Whenever one paradigm gives way to another in science, the transition is traumatic. Hard-earned knowledge from the earlier perspective cannot be meaningfully compared with new research in the next paradigm, because even the language of the new scientific generation is slightly different. Information is lost or devalued. Such is the price of progress.
The coming revolution – and I don’t use that term lightly – in psychiatry promises to be so disruptive that the creators of the field’s bible, The Diagnostic and Statistical Manual of Mental Disorders (DSM) have been forced to delay the publication of their next (5th) edition. It was originally scheduled for this year, but won’t be out now until 2013 when they have figured out how to accommodate the looming storm.
As a Master’s student in Counselling Psychology, I know many of the textbooks I bought this year – the honking great thing called Synopsis of Psychiatry: Behavioral Sciences/Clinical Psychiatry and the more readable Diagnosis Made Easier: Principles and Techniques for Mental Health Clinicians, for example – will be obsolete when I graduate in two years.

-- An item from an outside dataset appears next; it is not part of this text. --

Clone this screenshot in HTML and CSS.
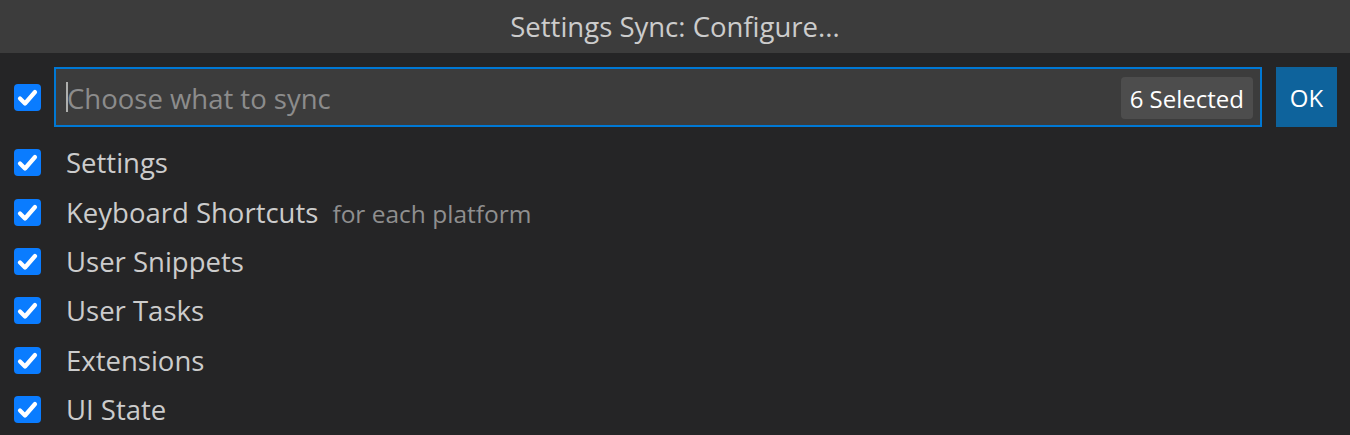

For 150 years, psychopathology has been categorizing mental disorders as if they were discrete entities. The DSM, published every ten years or so since the early 1950s, adheres to this tradition, categorizing each illness and sub-illness in neat little packages. You’ve got your mood disorders and anxiety disorders, your eating disorders and sleeping disorders, your schizophrenias and dissociative disorders. Within these categories are more specific variants. For example, in “Impulse-control disorders not elsewhere classified” we find intermittent explosive disorder, kleptomania, pyromania, pathological gambling, trichotillomania, and impulse-control disorder not otherwise specified. All a clinician must do is check off a list of symptom criteria, and if a client meets them, they have the disorder.